Last Modified: 02 Dec 2010 21:17 GMT
Drilling will continue where an explosion on BP's Deepwater Horizon rig caused the worst oil disaster in US history [AFP]

Barack Obama, the US president, has reversed an earlier decision to expand offshore oil exploration to the Atlantic Ocean and eastern Gulf of Mexico, but allowed deepwater drilling to continue in the part of the Gulf hit by the BP oil disaster.

The move would ban oil and gas exploration in areas such as the area of the Gulf of Mexico off the coast of Florida, and the mid- and southern Atlantic Ocean, until at least 2017.

Drilling in the Arctic, where only one company, Shell, has applied for a permit to drill a well, would proceed with "the utmost caution," Ken Salazar, the US interior secretary, said on Wednesday.

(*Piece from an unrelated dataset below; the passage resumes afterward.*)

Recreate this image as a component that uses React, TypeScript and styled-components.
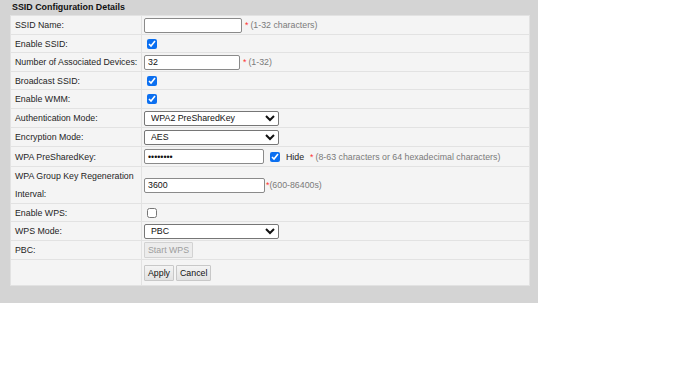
import React from "react";
import styled, { createGlobalStyle } from "styled-components";

const GlobalStyle = createGlobalStyle`
  html, body {
    margin: 0;
    padding: 0;
    background: #ffffff;
  }
  body {
    font-family: "Liberation Sans", Arial, sans-serif;
  }
`;

const Panel = styled.div`
  width: 538px;
  height: 303px;
  box-sizing: border-box;
  padding: 0 8px 0 10px;
  background: #d4d4d4;
`;

const Title = styled.div`
  height: 15px;
  line-height: 15px;
  padding-left: 2px;
  font-size: 8.9px;
  font-weight: bold;
  color: #111;
`;

const Table = styled.table`
  width: 520px;
  border-collapse: separate;
  border-spacing: 1px;
  background: #e2e2e2;
  font-size: 8.8px;
  color: #1e1e1e;
`;

const Row = styled.tr<{ $h?: number }>`
  height: ${(p) => p.$h ?? 18}px;
`;

const Label = styled.td<{ $tall?: boolean }>`
  width: 125px;
  padding: 0 1px 0 4px;
  background: #f4f4f4;
  vertical-align: middle;
  white-space: ${(p) => (p.$tall ? "normal" : "nowrap")};
  line-height: ${(p) => (p.$tall ? 18 : 12)}px;
`;

const Value = styled.td`
  padding: 0 2px;
  background: #f4f4f4;
  vertical-align: middle;
  white-space: nowrap;
  line-height: 12px;
`;

const Field = styled.div<{ $gap?: number }>`
  display: flex;
  align-items: center;
  gap: ${(p) => p.$gap ?? 3}px;
`;

const TextInput = styled.input<{ $w: number }>`
  display: block;
  width: ${(p) => p.$w}px;
  height: 15px;
  box-sizing: border-box;
  margin: 0;
  padding: 0 3px;
  border: 1px solid #8a8a8a;
  border-radius: 2px;
  background: #fff;
  font-family: "Liberation Sans", Arial, sans-serif;
  font-size: 8.8px;
  color: #111;
`;

const Select = styled.select<{ $w: number }>`
  display: block;
  width: ${(p) => p.$w}px;
  height: 15px;
  box-sizing: border-box;
  margin: 0;
  padding: 0 2px;
  border: 1px solid #767676;
  border-radius: 2px;
  background: #fff;
  font-family: "Liberation Sans", Arial, sans-serif;
  font-size: 8.8px;
  color: #111;
`;

const Check = styled.input`
  display: block;
  width: 10px;
  height: 10px;
  margin: 0 3px;
  accent-color: #0b6ff0;
`;

const Hint = styled.span`
  color: #7a7a7a;
`;

const Star = styled.span<{ $tight?: boolean }>`
  color: #ff3333;
  margin-right: ${(p) => (p.$tight ? 0 : 2)}px;
`;

const HideLabel = styled.span`
  color: #222;
  margin-right: 3px;
`;

const Btn = styled.button`
  display: block;
  height: 16px;
  margin: 0;
  padding: 0 3px;
  border: 1px solid #c8c8c8;
  border-radius: 1px;
  background: linear-gradient(#f4f4f4, #e2e2e2);
  font-family: "Liberation Sans", Arial, sans-serif;
  font-size: 8.8px;
  color: #111;
  &:disabled {
    color: #9d9d9d;
    background: #ececec;
    border-color: #d2d2d2;
  }
`;

export default function App() {
  return (
    <>
      <GlobalStyle />
      <Panel>
        <Title>SSID Configuration Details</Title>
        <Table>
          <tbody>
            <Row>
              <Label>SSID Name:</Label>
              <Value>
                <Field>
                  <TextInput $w={98} defaultValue="" />
                  <Hint>
                    <Star>*</Star>(1-32 characters)
                  </Hint>
                </Field>
              </Value>
            </Row>
            <Row $h={17}>
              <Label>Enable SSID:</Label>
              <Value>
                <Check type="checkbox" defaultChecked />
              </Value>
            </Row>
            <Row>
              <Label>Number of Associated Devices:</Label>
              <Value>
                <Field>
                  <TextInput $w={96} defaultValue="32" />
                  <Hint>
                    <Star>*</Star>(1-32)
                  </Hint>
                </Field>
              </Value>
            </Row>
            <Row $h={17}>
              <Label>Broadcast SSID:</Label>
              <Value>
                <Check type="checkbox" defaultChecked />
              </Value>
            </Row>
            <Row>
              <Label>Enable WMM:</Label>
              <Value>
                <Check type="checkbox" defaultChecked />
              </Value>
            </Row>
            <Row>
              <Label>Authentication Mode:</Label>
              <Value>
                <Select $w={135} defaultValue="WPA2 PreSharedKey">
                  <option>WPA2 PreSharedKey</option>
                </Select>
              </Value>
            </Row>
            <Row>
              <Label>Encryption Mode:</Label>
              <Value>
                <Select $w={135} defaultValue="AES">
                  <option>AES</option>
                </Select>
              </Value>
            </Row>
            <Row $h={19}>
              <Label>WPA PreSharedKey:</Label>
              <Value>
                <Field>
                  <TextInput $w={120} type="password" defaultValue="12345678" />
                  <Check type="checkbox" defaultChecked />
                  <HideLabel>Hide</HideLabel>
                  <Hint>
                    <Star>*</Star>(8-63 characters or 64 hexadecimal characters)
                  </Hint>
                </Field>
              </Value>
            </Row>
            <Row $h={36}>
              <Label $tall>WPA Group Key Regeneration Interval:</Label>
              <Value>
                <Field $gap={1}>
                  <TextInput $w={121} defaultValue="3600" />
                  <Hint>
                    <Star $tight>*</Star>(600-86400s)
                  </Hint>
                </Field>
              </Value>
            </Row>
            <Row $h={17}>
              <Label>Enable WPS:</Label>
              <Value>
                <Check type="checkbox" />
              </Value>
            </Row>
            <Row>
              <Label>WPS Mode:</Label>
              <Value>
                <Select $w={135} defaultValue="PBC">
                  <option>PBC</option>
                </Select>
              </Value>
            </Row>
            <Row>
              <Label>PBC:</Label>
              <Value>
                <Btn disabled>Start WPS</Btn>
              </Value>
            </Row>
            <Row $h={25}>
              <Label />
              <Value>
                <Field $gap={2}>
                  <Btn>Apply</Btn>
                  <Btn>Cancel</Btn>
                </Field>
              </Value>
            </Row>
          </tbody>
        </Table>
      </Panel>
    </>
  );
}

He said the policy reversal was made in the wake of the Deepwater Horizon oil spill which brought with it a stricter regulatory regime and tougher safety rules for offshore drilling.

"We have revised our initial March announcement ... to focus and expand our critical resources on areas with leases that are currently active."

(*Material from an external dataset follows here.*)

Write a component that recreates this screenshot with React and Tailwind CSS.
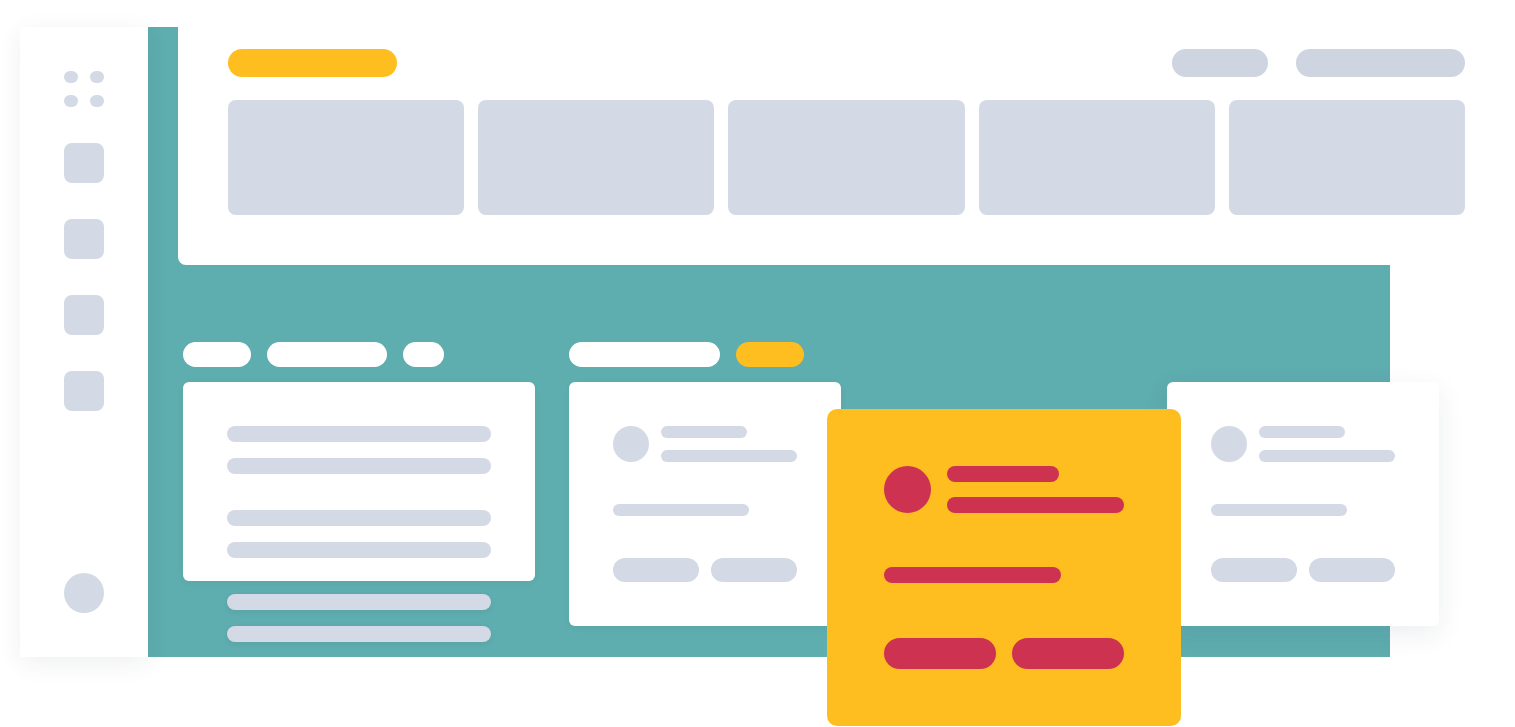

However, the policy shift does not affect drilling in the central or western Gulf of Mexico, where an explosion on BP's Deepwater Horizon rig on April 20 triggered the worst maritime oil disaster in US history.

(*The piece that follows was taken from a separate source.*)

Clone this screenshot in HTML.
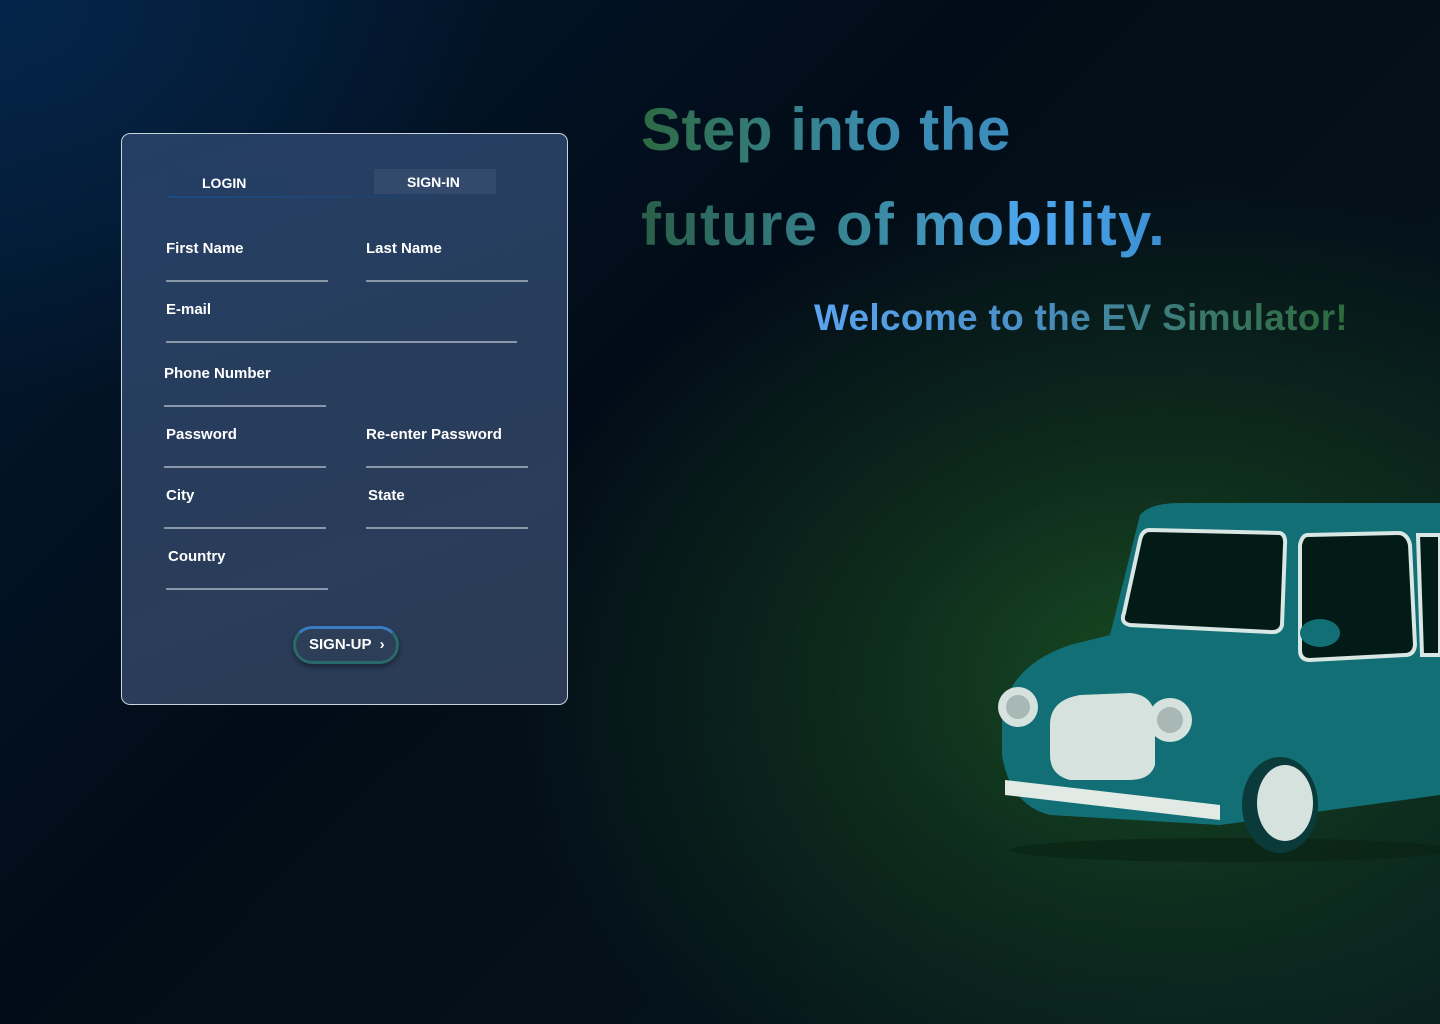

"The modified plan allows currently scheduled lease sales to proceed in the western and central Gulf of Mexico, subject to rigorous environmental analysis," the interior secretary said.

Mixed reaction

The decision brought mixed reactions from politicians in states that were affected by the oil spill or would have seen oil rigs off their coastlines if exploration had gone ahead in the Atlantic and eastern Gulf.

Bill Nelson, a Florida Democratic senator, said the decision would safeguard his state's vital tourism and fishing industries, and Florida's "unique environment".

The US Chamber of Commerce criticised the Obama administration for keeping "America's abundant oil and natural gas resources under lock and key ... ensuring that we will continue to increase our dependence on foreign oil".

John Culberson, a Republican congressman from Texas, also gave the move the thumbs-down, saying it would "raise energy prices, dampen economic growth, send American jobs overseas, and inflict more pain and suffering on American consumers during these difficult economic times".

Environmental groups, which had bitterly opposed the March decision, gave the announcement a mixed reception.

The Natural Resources Defense Council (NRDC) said the move "did not go far enough" because it left the door open for drilling in the Arctic and allowed seismic testing in the Atlantic, both of which could endanger fragile environments and the livelihoods of millions of Americans.

Athan Manuel, of the Sierra Club environmental group, said that while keeping drilling out of the eastern Gulf and Atlantic was a "step in the right direction ... an oil spill like the BP disaster could happen anywhere in Alaska or in the central and western Gulf where drilling is allowed."

The explosion on the Deepwater Horizon rig killed 11 workers and caused a record 4.9 million barrels, or 185 million gallons, of crude to spew into the sea, crippling the fishing and tourism industries in the Gulf coast states and causing untold damage to the region's fragile eco-system.